Wednesday, March 04, 2020

Coronavirus outbreak is making people seriously question globalization

We are all (well, all North Americans and Europeans at least) used to being able to obtain pretty much anything from anywhere in the world at any time of year. This is the boon that is globalization. By the same token, people think nothing of just hopping on a plane and crossing the globe.
However, globalization does not come without drawbacks, some of them profound. Ever wonder why a bombing in Iraq or an attempted coup in Venezuela pushes up the price of gas in Canada overnight, even though Canada is all but self-sufficient in oil and gas? That's globalization, baby! Most of the drawbacks of globalization we do not even think about on a day to day basis, although the climate change impacts and the environmental challenges of globalization are becoming better understood as we struggle to come to grips with global greenhouse gas emissions.
And now, the latest coronavirus outbreak, which has rapidly progressed from a localized epidemic to a global pandemic (depending on your definitions), has caused further soul-searching about the merits of, and justifications for, globalization. Indeed, no less a personage than arch-conservative Eric Reguly, in the business pages of the Globe and Mail, is now expressing severe reservations about the whole globalization project.
Most of the world has been affected by the virus one way or another. For one thing, it spread from China to other countries with unprecedented rapidity, first to nearby South Korea and Japan, but then to an estimated 67 countries at last count, despite precautions. Because everywhere is so inextricably connected, it is almost inpossible to stop it from spreading further.

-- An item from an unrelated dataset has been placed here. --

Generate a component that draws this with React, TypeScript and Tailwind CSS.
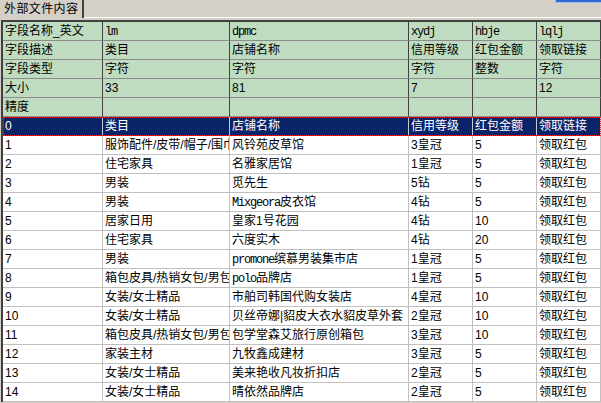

But COVID-19 has also made the world face up to just how reliant it is on China, and Chinese manufacturing in particular. As large segments of Chinese industry have shut down overnight, many other industries around the world have ground to a halt, even though they are not directly affected by the outbreak. Here is just one report about how much the loss of  Chinese parts is affecting business in other countries, to the tune of around $50 billion in February alone according to this report.
As people used to say about Canada's unhealthily close relationship with the USA, when China sneezes, the rest of the world gets a cold, in both a metaphorical and an all-too-literal sense.